The only negative news for the bulls here is that strong resistance looms overhead at the $65.10 level, and this has been a tricky spot for the bulls to get through the past year. Based on oil being within a stone’s throw of this resistance, I do not believe this is a time to be starting new long positions in oil given the current reward to risk. The fact that oil is nearing resistance does not mean that oil is a short at current levels; it merely means that there are much better spots to look at adding exposure. The first logical spot to add exposure would be closer to the upper support level at $57.15 if we do see any pullbacks in Q1. As long as this $57.15 level is defended on a weekly close, all pullbacks can be considered as noise.
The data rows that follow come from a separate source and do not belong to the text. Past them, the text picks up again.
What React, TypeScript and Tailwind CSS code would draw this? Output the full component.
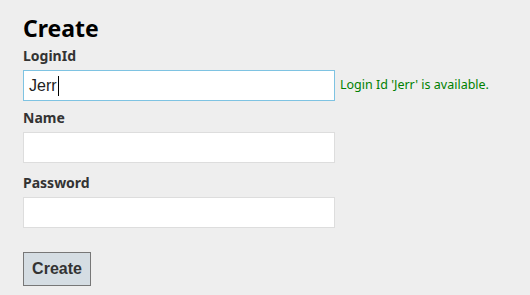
import React from "react";

export default function App() {
  const label = "text-[14px] leading-[20px] font-bold text-[#333333]";
  const input =
    "w-[312px] h-[31px] bg-white border border-[#dddddd] outline-none";
  return (
    <div
      className="w-[530px] h-[295px] bg-[#eeeeee] pl-[23px] pt-[14px]"
      style={{ fontFamily: '"Noto Sans", "Open Sans", sans-serif' }}
    >
      <h1 className="text-[23px] leading-[28px] font-bold text-black">Create</h1>
      <div className={`${label} mt-[4px]`}>LoginId</div>
      <div className="flex items-center mt-[4px]">
        <div
          className="w-[312px] h-[31px] bg-white border border-[#7ec3e2] flex items-center pl-[5px] text-[16px] text-[#222222]"
          style={{ fontFamily: '"Liberation Sans", Arial, sans-serif' }}
        >
          Jerr<span className="inline-block w-[1px] h-[20px] bg-black ml-[1px]" />
        </div>
        <span className="ml-[5px] text-[12.5px] text-[#008000]">
          Login Id 'Jerr' is available.
        </span>
      </div>
      <div className={`${label} mt-[7px]`}>Name</div>
      <div className={`${input} mt-[4px]`} />
      <div className={`${label} mt-[10px]`}>Password</div>
      <div className={`${input} mt-[4px]`} />
      <button
        className="mt-[24px] w-[68px] h-[34px] bg-[#d5dde3] border border-[#777777] text-[16px] font-bold text-[#333333] flex items-center justify-center"
        style={{ fontFamily: '"Liberation Sans", Arial, sans-serif' }}
      >
        Create
      </button>
    </div>
  );
}
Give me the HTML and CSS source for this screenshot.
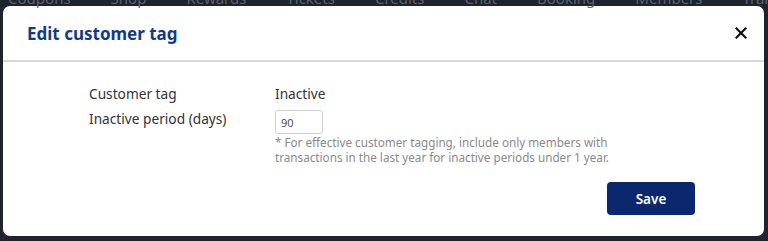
FILE: index.html
```html
<!DOCTYPE html>
<html lang="en">
<head>
    <meta charset="UTF-8">
    <meta name="viewport" content="width=device-width, initial-scale=1.0">
    <title>Edit customer tag</title>
    <link rel="stylesheet" href="styles.css">
</head>
<body>
    <div class="backdrop">
        <div class="tabs">
            <span>Coupons</span><span>Shop</span><span>Rewards</span><span>Tickets</span><span>Credits</span><span>Chat</span><span>Booking</span><span>Members</span><span>Transactions</span>
        </div>
        <div class="modal">
            <div class="modal-header">
                <h2>Edit customer tag</h2>
                <button class="close" aria-label="Close">
                    <svg width="12" height="12" viewBox="0 0 12 12">
                        <path d="M1.5 1.5 L10.5 10.5 M10.5 1.5 L1.5 10.5" stroke="#111" stroke-width="2.2" stroke-linecap="square"/>
                    </svg>
                </button>
            </div>
            <div class="modal-body">
                <div class="row">
                    <div class="label">Customer tag</div>
                    <div class="value">Inactive</div>
                </div>
                <div class="row">
                    <div class="label">Inactive period (days)</div>
                    <div class="value">
                        <input class="days" type="text" value="90">
                        <p class="hint">* For effective customer tagging, include only members with<br>transactions in the last year for inactive periods under 1 year.</p>
                    </div>
                </div>
                <div class="actions">
                    <button class="save">Save</button>
                </div>
            </div>
        </div>
    </div>
</body>
</html>
```

FILE: styles.css
```css
body {
    margin: 0;
    font-family: "Noto Sans", "Open Sans", sans-serif;
    background: #1f232b;
}

.backdrop {
    width: 768px;
    height: 241px;
    overflow: hidden;
}

.tabs {
    display: flex;
    gap: 40px;
    padding-left: 8px;
    margin-top: -12px;
    height: 18px;
    font-size: 15px;
    color: #5b6270;
    white-space: nowrap;
}

.modal {
    margin: 0 4px 0 3px;
    height: 230px;
    background: #fff;
    border-radius: 7px;
    display: flex;
    flex-direction: column;
}

.modal-header {
    display: flex;
    align-items: center;
    justify-content: space-between;
    height: 54px;
    padding: 0 17px 0 24px;
    border-bottom: 2px solid #d9d9d9;
}

.modal-header h2 {
    margin: 0;
    font-size: 17px;
    font-weight: 700;
    color: #123a85;
}

.close {
    border: none;
    background: none;
    padding: 0;
    display: flex;
    cursor: pointer;
}

.modal-body {
    padding: 22px 69px 0 86px;
    flex: 1;
    display: flex;
    flex-direction: column;
    font-size: 13.7px;
    color: #333;
}

.row {
    display: flex;
    margin-bottom: 5px;
}

.label {
    width: 186px;
    line-height: 20px;
}

.value {
    line-height: 20px;
}

.days {
    width: 36px;
    height: 22px;
    padding: 0 5px;
    margin-top: 1px;
    border: 1px solid #cfcfcf;
    border-radius: 3px;
    font-family: "Open Sans", "Noto Sans", sans-serif;
    font-size: 11px;
    color: #444;
}

.hint {
    margin: 1px 0 0;
    font-size: 11.7px;
    line-height: 15px;
    color: #8a8a8a;
}

.actions {
    display: flex;
    justify-content: flex-end;
    margin-top: 12px;
}

.save {
    width: 88px;
    height: 33px;
    border: none;
    border-radius: 4px;
    background: #0b286e;
    color: #fff;
    font-family: "Noto Sans", sans-serif;
    font-size: 13.5px;
    font-weight: 600;
    cursor: pointer;
}
```
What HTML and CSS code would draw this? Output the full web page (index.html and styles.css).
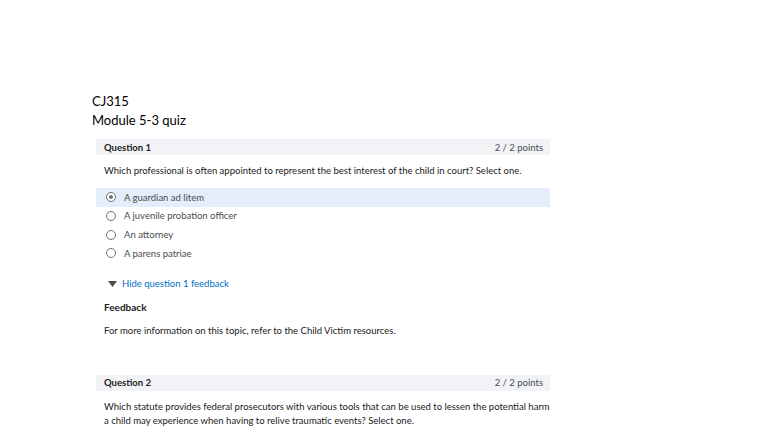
FILE: index.html
```html
<!DOCTYPE html>
<html>
<head>
<meta charset="utf-8">
<link rel="stylesheet" href="styles.css">
</head>
<body>
<div class="page">
  <div class="title">
    <div class="title-line">CJ315</div>
    <div class="title-line">Module 5-3 quiz</div>
  </div>
  <div class="quiz">
    <section class="question">
      <div class="q-head"><span class="q-name">Question 1</span><span class="q-points">2 / 2 points</span></div>
      <p class="q-text">Which professional is often appointed to represent the best interest of the child in court? Select one.</p>
      <ul class="options">
        <li class="option selected"><span class="radio checked"></span><span>A guardian ad litem</span></li>
        <li class="option"><span class="radio"></span><span>A juvenile probation officer</span></li>
        <li class="option"><span class="radio"></span><span>An attorney</span></li>
        <li class="option"><span class="radio"></span><span>A parens patriae</span></li>
      </ul>
      <div class="toggle"><svg class="caret" width="9" height="6" viewBox="0 0 9 6"><path d="M0 0H9L4.5 6Z" fill="#494c4e"/></svg><span class="link">Hide question 1 feedback</span></div>
      <div class="fb-title">Feedback</div>
      <p class="fb-text">For more information on this topic, refer to the Child Victim resources.</p>
    </section>
    <section class="question q2">
      <div class="q-head"><span class="q-name">Question 2</span><span class="q-points">2 / 2 points</span></div>
      <p class="q-text">Which statute provides federal prosecutors with various tools that can be used to lessen the potential harm a child may experience when having to relive traumatic events? Select one.</p>
    </section>
  </div>
</div>
</body>
</html>
```

FILE: styles.css
```css
html, body {
  margin: 0;
  padding: 0;
  background: #ffffff;
}
body {
  font-family: Lato, "Liberation Sans", sans-serif;
  color: #202122;
}
.page {
  padding-top: 92px;
  padding-left: 92px;
  width: 460px;
}
.title-line {
  font-size: 13px;
  line-height: 19px;
  color: #000;
}
.quiz {
  margin-top: 9px;
  margin-left: 4px;
  width: 454px;
}
.q-head {
  display: flex;
  justify-content: space-between;
  align-items: center;
  background: #f1f3f6;
  height: 16px;
  padding: 0 7px 0 8px;
  font-size: 9.5px;
}
.q-name {
  font-weight: 700;
  color: #202122;
}
.q-points {
  color: #494c4e;
}
.q-text {
  margin: 0;
  padding: 9px 0 0 8px;
  font-size: 9.5px;
  line-height: 14px;
  color: #202122;
}
.options {
  list-style: none;
  margin: 10px 0 0 0;
  padding: 0;
}
.option {
  display: flex;
  align-items: center;
  height: 18.67px;
  padding-left: 10px;
  font-size: 9.5px;
  color: #494c4e;
}
.option.selected {
  background: #e3eefa;
}
.radio {
  width: 8px;
  height: 8px;
  border: 1px solid #6e7376;
  border-radius: 50%;
  margin-right: 8px;
  display: inline-flex;
  align-items: center;
  justify-content: center;
  background: #fff;
}
.radio.checked::after {
  content: "";
  width: 4px;
  height: 4px;
  border-radius: 50%;
  background: #6e7376;
}
.toggle {
  display: flex;
  align-items: center;
  margin-top: 14px;
  padding-left: 12px;
  height: 14px;
  font-size: 9.5px;
}
.caret {
  margin-right: 5px;
}
.link {
  color: #006fbf;
}
.fb-title {
  margin-top: 9px;
  padding-left: 8px;
  font-size: 10px;
  font-weight: 700;
  line-height: 14px;
  color: #202122;
}
.fb-text {
  margin: 10px 0 0 0;
  padding-left: 8px;
  font-size: 9.5px;
  line-height: 14px;
  color: #202122;
}
.q2 {
  margin-top: 37px;
}
```
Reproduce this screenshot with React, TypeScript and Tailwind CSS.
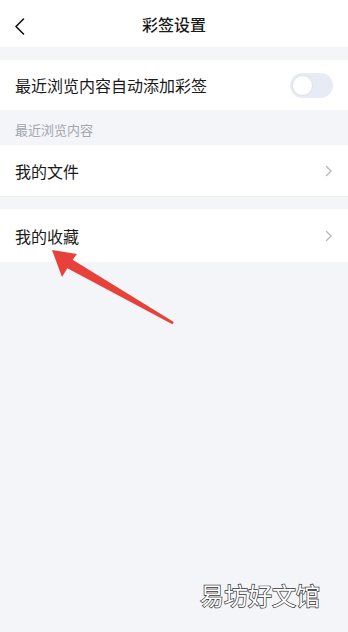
import React from "react";

const font = { fontFamily: '"Noto Sans CJK SC", "Noto Sans", sans-serif' };

function Chevron() {
  return (
    <svg width="8" height="12" viewBox="0 0 8 12" className="mr-[15px]">
      <path d="M1.5 1.5 L6 6 L1.5 10.5" fill="none" stroke="#b4b7bd" strokeWidth="1.3" strokeLinecap="round" strokeLinejoin="round" />
    </svg>
  );
}

export default function App() {
  return (
    <div className="relative w-[348px] h-[632px] bg-[#f3f5f9] overflow-hidden text-[#1a1a1a] font-['Noto_Sans_CJK_SC',sans-serif]" style={font}>
      <div className="h-[47px] bg-white flex items-center relative">
        <svg width="12" height="18" viewBox="0 0 12 18" className="absolute left-[14px] top-[18px]">
          <path d="M9.5 1 L2 8.5 L9.5 16" fill="none" stroke="#111" strokeWidth="1.6" strokeLinecap="round" strokeLinejoin="round" />
        </svg>
        <div className="flex-1 text-center text-[16px] font-medium leading-none">彩签设置</div>
      </div>
      <div className="h-[13px]" />
      <div className="h-[50px] bg-white flex items-center justify-between pl-[15px] pr-[15px]">
        <span className="text-[16px] leading-none">最近浏览内容自动添加彩签</span>
        <div className="w-[43px] h-[25px] rounded-full bg-[#e7ebf4] flex items-center px-[2px]">
          <div className="w-[21px] h-[21px] rounded-full bg-white border border-[#dde1e8]" />
        </div>
      </div>
      <div className="h-[35px] flex items-center pl-[15px] pt-[4px] text-[13px] text-[#a2a6ad] leading-none">最近浏览内容</div>
      <div className="h-[52px] bg-white flex items-center justify-between pl-[15px] border-b border-[#eceef2]">
        <span className="text-[16px] leading-none">我的文件</span>
        <Chevron />
      </div>
      <div className="h-[12px]" />
      <div className="h-[53px] bg-white flex items-center justify-between pl-[15px]">
        <span className="text-[16px] leading-none">我的收藏</span>
        <Chevron />
      </div>
      <svg className="absolute left-0 top-0 pointer-events-none" width="348" height="632" viewBox="0 0 348 632">
        <polygon
          points="52,250 77,254 72.6,259.7 173.8,322 172.4,324.2 67.4,268.3 62,277"
          fill="#e8403a"
        />
      </svg>
      <div
        className="absolute left-[200px] top-[583px] text-[24px] leading-none text-white [-webkit-text-stroke:1.4px_#333] [paint-order:stroke_fill]"
      >
        易坊好文馆
      </div>
    </div>
  );
}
To summarize, oil continues to improve across all time-frames, and this is being confirmed by breadth improvements in oil stocks as well. The fact that the recent 25% rally in oil has been met with minimal exuberance is a positive sign on a medium-term basis (3-6 months), as it suggests that any sharp pullbacks of 7-10% have a good shot at being buying opportunities.
Based on this, I believe any corrections to the $57.15 – $58.50 level would provide an excellent opportunity to begin to add exposure to both oil and oil stocks.
However, it’s imperative to focus on the leaders among the oil stocks, with Philips 66 (PSX) being one of the ideal candidates.
Disclosure: I/we have no positions in any stocks mentioned, and no plans to initiate any positions within the next 72 hours. I wrote this article myself, and it expresses my own opinions. I am not receiving compensation for it (other than from Seeking Alpha). I have no business relationship with any company whose stock is mentioned in this article.